Sure, she’s organized, and a bit anal but I knew the moment I saw the cases they were going to be completely worthless after 10 new DVD purchases. No one is anal enough to keep doing that time after time.
I was, of course, correct and even before we left for Afghanistan we shipped the cases and a collection of five or six new DVDs (in their original cases) ahead of us.
Several years later something else about the DVD cases became apparent — they were extremely easy to forget about and even more so today because of streaming video. We had nearly forgotten they existed until one recent weekend when the Apple TV wasn’t working and my wife was in the mood to watch something. She or I suggested getting the cases out in hopes of finding some long-forgotten gem of theater brilliance hiding inside them.
Now, in her defense, I’d been the only one to open the cases for years and I’m basically a lazy-unorganized bastard. As she will tell you, I make very little effort to ensure I put the movie back into its proper place. Some movies had magically shook loose of their sleeves during numerous moves and the whole thing looked like a library that was organized by drunk meth-addicted chimpanzees.
After several frustrating minutes and some failed attempts to find the DVD associated with the cover label, my wife declared the books to be “fucking useless” and I agreed.
“They’re a pain in the ass to keep straight, you can’t tell half the time if you’re getting the movie or the extras DVDs out,” I helpfully explained.
“That’s because you never put them back the way I told you,” she said with a smugness only an organized person can muster.
Regardless, they were a hopeless mess. So hopeless that I saw that look again, the organizational wheels in her head were shifting into high gear.
After some furious Internet searches she made the announcement. No longer were these particular DVDs sentenced to life inside the black cases. And why did I make her buy them in the first place?
She was going to remove them all and, in a very bold move, put them into DVD cases.
“No Todd,” she explained. “Not exactly like the old ones. The new ones will be the smaller CD cases like we used to keep music in.
I reminded her that the original DVD cases she had thrown away years ago would have come in handy right about now, but she insisted that they wouldn’t work. She needed small, clear cases because all the DVD jackets weren’t going to survive this round of purges. I rolled my eyes, opened a beer and gave up. She again took to furiously searching the Internet for the exact match to the item in her head.

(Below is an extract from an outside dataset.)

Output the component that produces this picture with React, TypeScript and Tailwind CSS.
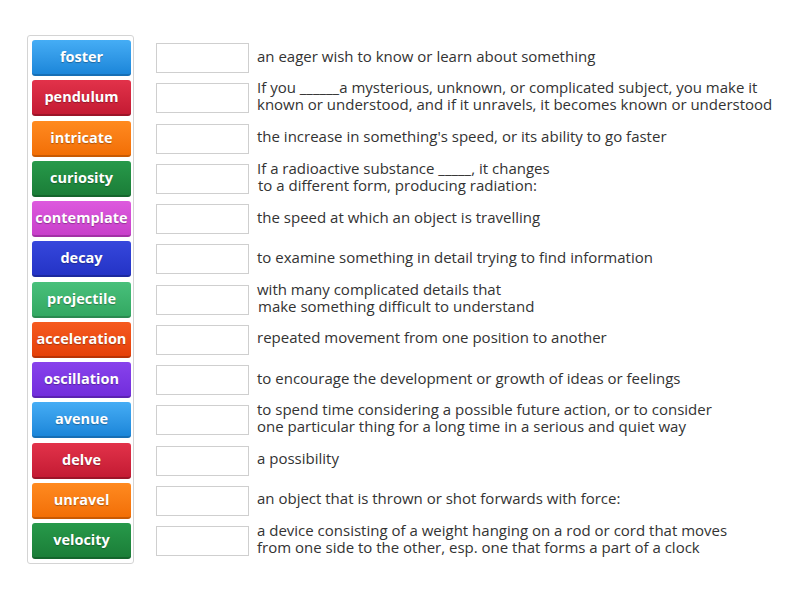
const words: { label: string; bg: string }[] = [
  { label: "foster", bg: "bg-gradient-to-b from-[#45adf5] to-[#1b86d9] border-[#176fb5]" },
  { label: "pendulum", bg: "bg-gradient-to-b from-[#e2324a] to-[#c41a33] border-[#9c1428]" },
  { label: "intricate", bg: "bg-gradient-to-b from-[#ff8a1f] to-[#f26f05] border-[#c85a03]" },
  { label: "curiosity", bg: "bg-gradient-to-b from-[#27994a] to-[#1b7e38] border-[#14652c]" },
  { label: "contemplate", bg: "bg-gradient-to-b from-[#dd5ade] to-[#c83fca] border-[#a331a5]" },
  { label: "decay", bg: "bg-gradient-to-b from-[#3647dc] to-[#2433c6] border-[#1c289e]" },
  { label: "projectile", bg: "bg-gradient-to-b from-[#48c07b] to-[#33a862] border-[#2a8a50]" },
  { label: "acceleration", bg: "bg-gradient-to-b from-[#f65a1f] to-[#e54008] border-[#b93306]" },
  { label: "oscillation", bg: "bg-gradient-to-b from-[#8842ec] to-[#722ddc] border-[#5b22b2]" },
  { label: "avenue", bg: "bg-gradient-to-b from-[#45adf5] to-[#1b86d9] border-[#176fb5]" },
  { label: "delve", bg: "bg-gradient-to-b from-[#e2324a] to-[#c41a33] border-[#9c1428]" },
  { label: "unravel", bg: "bg-gradient-to-b from-[#ff8a1f] to-[#f26f05] border-[#c85a03]" },
  { label: "velocity", bg: "bg-gradient-to-b from-[#27994a] to-[#1b7e38] border-[#14652c]" },
];

// second lines of a few definitions sit a hair to the right
const definitions: { text: string; nudge?: boolean }[] = [
  { text: "an eager wish to know or learn about something" },
  { text: "If you ______a mysterious, unknown, or complicated subject, you make it\nknown or understood, and if it unravels, it becomes known or understood" },
  { text: "the increase in something's speed, or its ability to go faster" },
  { text: "If a radioactive substance _____, it changes\nto a different form, producing radiation:", nudge: true },
  { text: "the speed at which an object is travelling" },
  { text: "to examine something in detail trying to find information" },
  { text: "with many complicated details that\nmake something difficult to understand", nudge: true },
  { text: "repeated movement from one position to another" },
  { text: "to encourage the development or growth of ideas or feelings" },
  { text: "to spend time considering a possible future action, or to consider\none particular thing for a long time in a serious and quiet way" },
  { text: "a possibility" },
  { text: "an object that is thrown or shot forwards with force:" },
  { text: "a device consisting of a weight hanging on a rod or cord that moves\nfrom one side to the other, esp. one that forms a part of a clock" },
];

export default function App() {
  return (
    <div
      className="flex h-[600px] w-[800px] gap-[22px] bg-white pl-[27px] pt-[35px]"
      style={{ fontFamily: '"Open Sans", "Noto Sans", sans-serif' }}
    >
      <div className="flex h-[529px] w-[107px] flex-col gap-[4.25px] rounded-[3px] border border-[#d4d4d4] pl-[4px] pt-[4px]">
        {words.map((w) => (
          <div
            key={w.label}
            className={`flex h-[36px] w-[99px] items-center justify-center rounded-[3px] border-b-2 text-[14.5px] font-bold text-white [text-shadow:0_1px_1px_rgba(0,0,0,0.3)] ${w.bg}`}
          >
            {w.label}
          </div>
        ))}
      </div>
      <div className="flex flex-col gap-[10.25px] pt-[8px]">
        {definitions.map((d, i) => {
          const [first, second] = d.text.split("\n");
          return (
            <div key={i} className="flex h-[30px] items-center gap-[8px]">
              <div className="h-[30px] w-[93px] shrink-0 border border-[#cfcfcf] bg-white" />
              <div className="whitespace-pre pb-[4px] text-[15px] leading-[17px] text-[#333333]">
                <p>{first}</p>
                {second && <p className={d.nudge ? "pl-[1px]" : ""}>{second}</p>}
              </div>
            </div>
          );
        })}
      </div>
    </div>
  );
}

Weeks later the 300 or so clear CD cases arrived and Dagmar commenced to furiously sorting the now-stacked DVDs into separate piles and then gingerly placing each into its new jewel case.

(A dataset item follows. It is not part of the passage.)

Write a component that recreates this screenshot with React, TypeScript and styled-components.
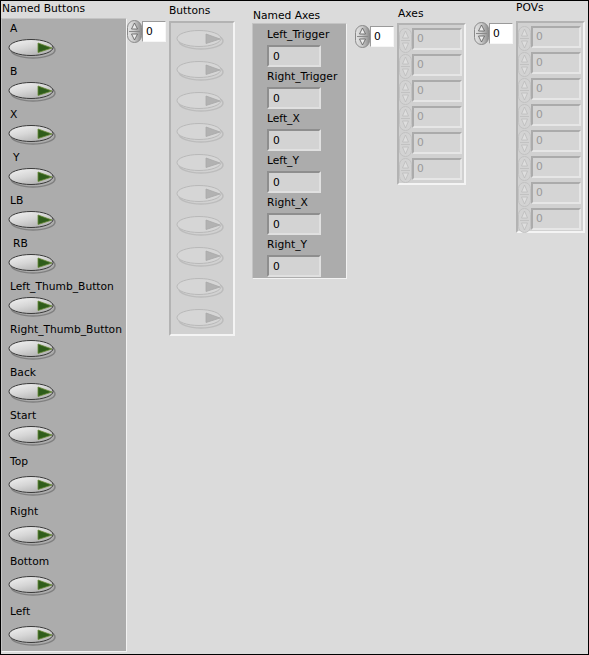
import React from 'react';
import styled, { createGlobalStyle } from 'styled-components';

const GlobalStyle = createGlobalStyle`
  html, body { margin: 0; padding: 0; background: #dbdbdb; }
  body { font-family: "DejaVu Sans", Verdana, sans-serif; }
`;

const Panel = styled.div`
  width: 589px;
  height: 655px;
  box-sizing: border-box;
  border: 1px solid #000;
  background: #dbdbdb;
  display: flex;
  align-items: flex-start;
  overflow: hidden;
  font-family: "DejaVu Sans", Verdana, sans-serif;
  font-size: 10.7px;
  color: #000;
`;

const Column = styled.div<{ $top: number; $left?: number }>`
  display: flex;
  flex-direction: column;
  align-items: flex-start;
  padding-top: ${(p) => p.$top}px;
  margin-left: ${(p) => p.$left ?? 0}px;
`;

const Caption = styled.div<{ $gap?: number; $indent?: number }>`
  height: 14px;
  line-height: 14px;
  white-space: nowrap;
  margin-bottom: ${(p) => p.$gap ?? 0}px;
  padding-left: ${(p) => p.$indent ?? 0}px;
`;

/* ---------- Named Buttons cluster ---------- */
const ButtonCluster = styled.div`
  width: 126px;
  height: 634px;
  box-sizing: border-box;
  background: #acacac;
  border: 1px solid;
  border-color: #c4c4c4 #f2f2f2 #f2f2f2 #c4c4c4;
  padding: 3px 0 0 6px;
  display: flex;
  flex-direction: column;
`;

const ButtonItem = styled.div<{ $gap: number; $after: number }>`
  display: flex;
  flex-direction: column;
  align-items: flex-start;
  margin-bottom: ${(p) => p.$after}px;
  & > svg { margin-top: ${(p) => p.$gap}px; display: block; }
`;

/* ---------- array groups ---------- */
const ArrayGroup = styled.div<{ $top: number; $left: number }>`
  display: grid;
  grid-template-columns: auto auto;
  column-gap: 3px;
  align-items: start;
  padding-top: ${(p) => p.$top}px;
  margin-left: ${(p) => p.$left}px;
`;

const GroupCaption = styled(Caption)`
  grid-column: 2;
  grid-row: 1;
`;

const IndexControl = styled.div<{ $offset: number }>`
  grid-column: 1;
  grid-row: 2;
  display: flex;
  align-items: flex-start;
  margin-top: ${(p) => p.$offset}px;
  & > svg { display: block; }
`;

const IndexBox = styled.div`
  width: 24px;
  height: 21px;
  margin-top: 1px;
  box-sizing: border-box;
  background: #fff;
  border: 1px solid;
  border-color: #9a9a9a #f6f6f6 #f6f6f6 #9a9a9a;
  padding-left: 3px;
  line-height: 19px;
`;

const ArrayFrame = styled.div<{ $pad: string; $gap: number; $width?: number }>`
  grid-column: 2;
  grid-row: 2;
  box-sizing: border-box;
  ${(p) => (p.$width ? `width: ${p.$width}px;` : '')}
  background: #d1d1d1;
  border: 2px solid;
  border-color: #b3b3b3 #f4f4f4 #f4f4f4 #b3b3b3;
  padding: ${(p) => p.$pad};
  display: flex;
  flex-direction: column;
  gap: ${(p) => p.$gap}px;
  & > svg { display: block; }
`;

const GhostRow = styled.div`
  display: flex;
  align-items: flex-start;
  height: 22px;
  & > svg { display: block; flex: none; }
`;

const GhostBox = styled.div`
  width: 50px;
  height: 22px;
  box-sizing: border-box;
  background: #d5d5d5;
  border: 2px solid;
  border-color: #ababab #e6e6e6 #e6e6e6 #ababab;
  padding-left: 3px;
  line-height: 18px;
  color: #9a9a9a;
`;

/* ---------- Named Axes cluster ---------- */
const AxesCluster = styled.div`
  width: 95px;
  box-sizing: border-box;
  background: #acacac;
  border: 1px solid;
  border-color: #c4c4c4 #f2f2f2 #f2f2f2 #c4c4c4;
  padding: 4px 0 1px 14px;
  display: flex;
  flex-direction: column;
`;

const AxisItem = styled.div<{ $last?: boolean }>`
  display: flex;
  flex-direction: column;
  align-items: flex-start;
  margin-bottom: ${(p) => (p.$last ? 0 : 3)}px;
`;

const IndicatorBox = styled.div`
  width: 54px;
  height: 22px;
  margin-top: 3px;
  box-sizing: border-box;
  background: #d3d3d3;
  border: 2px solid;
  border-color: #8e8e8e #e0e0e0 #e0e0e0 #8e8e8e;
  padding-left: 4px;
  line-height: 19px;
`;

/* ---------- drawings ---------- */
const OkButton: React.FC<{ ghost?: boolean }> = ({ ghost }) =>
  ghost ? (
    <svg width="52" height="22" viewBox="0 0 52 22">
      <ellipse cx="25" cy="12" rx="22" ry="8" fill="none" stroke="#bcbcbc" strokeWidth="1.5" />
      <ellipse cx="23" cy="9.5" rx="22" ry="8" fill="#d6d6d6" stroke="#b9b9b9" strokeWidth="1" />
      <path d="M30 5 L44 10 L30 14.5 Z" fill="#b2b2b2" stroke="#a8a8a8" strokeWidth="0.8" />
    </svg>
  ) : (
    <svg width="52" height="22" viewBox="0 0 52 22">
      <defs>
        <linearGradient id="okg" x1="0" y1="0" x2="0.6" y2="1">
          <stop offset="0" stopColor="#f4f4f4" />
          <stop offset="0.55" stopColor="#d6d6d6" />
          <stop offset="1" stopColor="#b4b4b4" />
        </linearGradient>
      </defs>
      <ellipse cx="25" cy="12" rx="22" ry="8" fill="none" stroke="#6e6e6e" strokeWidth="1.5" opacity="0.7" />
      <ellipse cx="23" cy="9.5" rx="22" ry="8" fill="url(#okg)" stroke="#3a3a3a" strokeWidth="1" />
      <path d="M30 5 L44 10 L30 14.5 Z" fill="#2f5d1b" stroke="#6b8a3a" strokeWidth="0.8" />
    </svg>
  );

const Spinner: React.FC = () => (
  <svg width="15" height="23" viewBox="0 0 15 23">
    <defs>
      <linearGradient id="spg" x1="0" y1="0" x2="1" y2="0">
        <stop offset="0" stopColor="#e4e4e4" />
        <stop offset="0.45" stopColor="#cdcdcd" />
        <stop offset="1" stopColor="#8c8c8c" />
      </linearGradient>
    </defs>
    <rect x="0.5" y="0.5" width="14" height="22" rx="7" fill="url(#spg)" stroke="#8a8a8a" />
    <line x1="2" x2="13" y1="11.5" y2="11.5" stroke="#8a8a8a" />
    <path d="M7.5 3 L10.5 9 H4.5 Z" fill="#ececec" stroke="#5a5a5a" strokeWidth="0.8" />
    <path d="M7.5 20 L10.5 14 H4.5 Z" fill="#ececec" stroke="#5a5a5a" strokeWidth="0.8" />
  </svg>
);

const GhostSpinner: React.FC = () => (
  <svg width="13" height="25" viewBox="0 0 13 25" style={{ overflow: 'visible' }}>
    <rect x="0.5" y="0.5" width="12" height="24" rx="6" fill="#d3d3d3" stroke="#c2c2c2" />
    <line x1="2" x2="11" y1="12.5" y2="12.5" stroke="#c2c2c2" />
    <path d="M6.5 3 L9.5 10 H3.5 Z" fill="#dedede" stroke="#bdbdbd" strokeWidth="0.8" />
    <path d="M6.5 22 L9.5 15 H3.5 Z" fill="#dedede" stroke="#bdbdbd" strokeWidth="0.8" />
  </svg>
);

/* ---------- data ---------- */
type NamedButton = { name: string; indent: number; gap: number; after: number };
const namedButtons: NamedButton[] = [
  { name: 'A', indent: 2, gap: 2, after: 5 },
  { name: 'B', indent: 2, gap: 2, after: 5 },
  { name: 'X', indent: 2, gap: 2, after: 5 },
  { name: 'Y', indent: 5, gap: 2, after: 5 },
  { name: 'LB', indent: 2, gap: 2, after: 5 },
  { name: 'RB', indent: 5, gap: 2, after: 5 },
  { name: 'Left_Thumb_Button', indent: 2, gap: 2, after: 5 },
  { name: 'Right_Thumb_Button', indent: 2, gap: 2, after: 5 },
  { name: 'Back', indent: 2, gap: 2, after: 5 },
  { name: 'Start', indent: 2, gap: 2, after: 8 },
  { name: 'Top', indent: 2, gap: 6, after: 8 },
  { name: 'Right', indent: 2, gap: 6, after: 8 },
  { name: 'Bottom', indent: 2, gap: 6, after: 8 },
  { name: 'Left', indent: 2, gap: 6, after: 0 },
];

const namedAxes = ['Left_Trigger', 'Right_Trigger', 'Left_X', 'Left_Y', 'Right_X', 'Right_Y'];

const range = (n: number) => Array.from({ length: n }, (_, i) => i);

export default function App() {
  return (
    <>
      <GlobalStyle />
      <Panel>
        <Column $top={1}>
          <Caption $gap={2} $indent={1}>Named Buttons</Caption>
          <ButtonCluster>
            {namedButtons.map((b) => (
              <ButtonItem key={b.name} $gap={b.gap} $after={b.after}>
                <Caption $indent={b.indent}>{b.name}</Caption>
                <OkButton />
              </ButtonItem>
            ))}
          </ButtonCluster>
        </Column>

        <ArrayGroup $top={3} $left={0}>
          <GroupCaption $gap={3}>Buttons</GroupCaption>
          <IndexControl $offset={-1}>
            <Spinner />
            <IndexBox>0</IndexBox>
          </IndexControl>
          <ArrayFrame $pad="6px 4px 4px 5px" $gap={9} $width={66}>
            {range(10).map((i) => (
              <OkButton key={i} ghost />
            ))}
          </ArrayFrame>
        </ArrayGroup>

        <Column $top={8} $left={17}>
          <Caption $indent={1}>Named Axes</Caption>
          <AxesCluster>
            {namedAxes.map((a, i) => (
              <AxisItem key={a} $last={i === namedAxes.length - 1}>
                <Caption>{a}</Caption>
                <IndicatorBox>0</IndicatorBox>
              </AxisItem>
            ))}
          </AxesCluster>
        </Column>

        <ArrayGroup $top={6} $left={8}>
          <GroupCaption $gap={2} $indent={1}>Axes</GroupCaption>
          <IndexControl $offset={2}>
            <Spinner />
            <IndexBox>0</IndexBox>
          </IndexControl>
          <ArrayFrame $pad="3px 2px 3px 0" $gap={4}>
            {range(6).map((i) => (
              <GhostRow key={i}>
                <GhostSpinner />
                <GhostBox>0</GhostBox>
              </GhostRow>
            ))}
          </ArrayFrame>
        </ArrayGroup>

        <ArrayGroup $top={0} $left={8}>
          <GroupCaption $gap={6}>POVs</GroupCaption>
          <IndexControl $offset={1}>
            <Spinner />
            <IndexBox>0</IndexBox>
          </IndexControl>
          <ArrayFrame $pad="3px 2px 1px 0" $gap={4}>
            {range(8).map((i) => (
              <GhostRow key={i}>
                <GhostSpinner />
                <GhostBox>0</GhostBox>
              </GhostRow>
            ))}
          </ArrayFrame>
        </ArrayGroup>
      </Panel>
    </>
  );
}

I foolishly considered this to be the end of it, because I hadn’t thought far enough into the organized future to realize those jewel cases would need a new home. Not only had I not considered that, but I had also not considered that the new receptacles for the cases would have to go somewhere. Preferably near the TV, Dagmar said, and yeah we were headed to IKEA because nothing less than a new book shelf was going to accomplish the goal.
Downtrodden and with heavy heart I resigned myself to my fate. IKEA does everything it can to encourage you to walk through the entire store which leads women to purchase far more items than were initially thought needed. Prior to this trip for instance, I had no idea my bathroom needed a complete redesign because the previous renters were colorblind retard monkeys or something. I thought my toothbrush holder and trash can were perfectly functional. I found out they were not.
Regardless, several hours and several hundred dollars later we were home. And thus began the task of IKEA assembly. While I contemplated what the fuck the little guy in the assembly brochure meant with his wordless instructions, I was struck by a simple fact: Here I was, 10 years removed from the time my wife decided she could improve on the worldwide practice of storing DVDs in their original cases, and I was still getting screwed.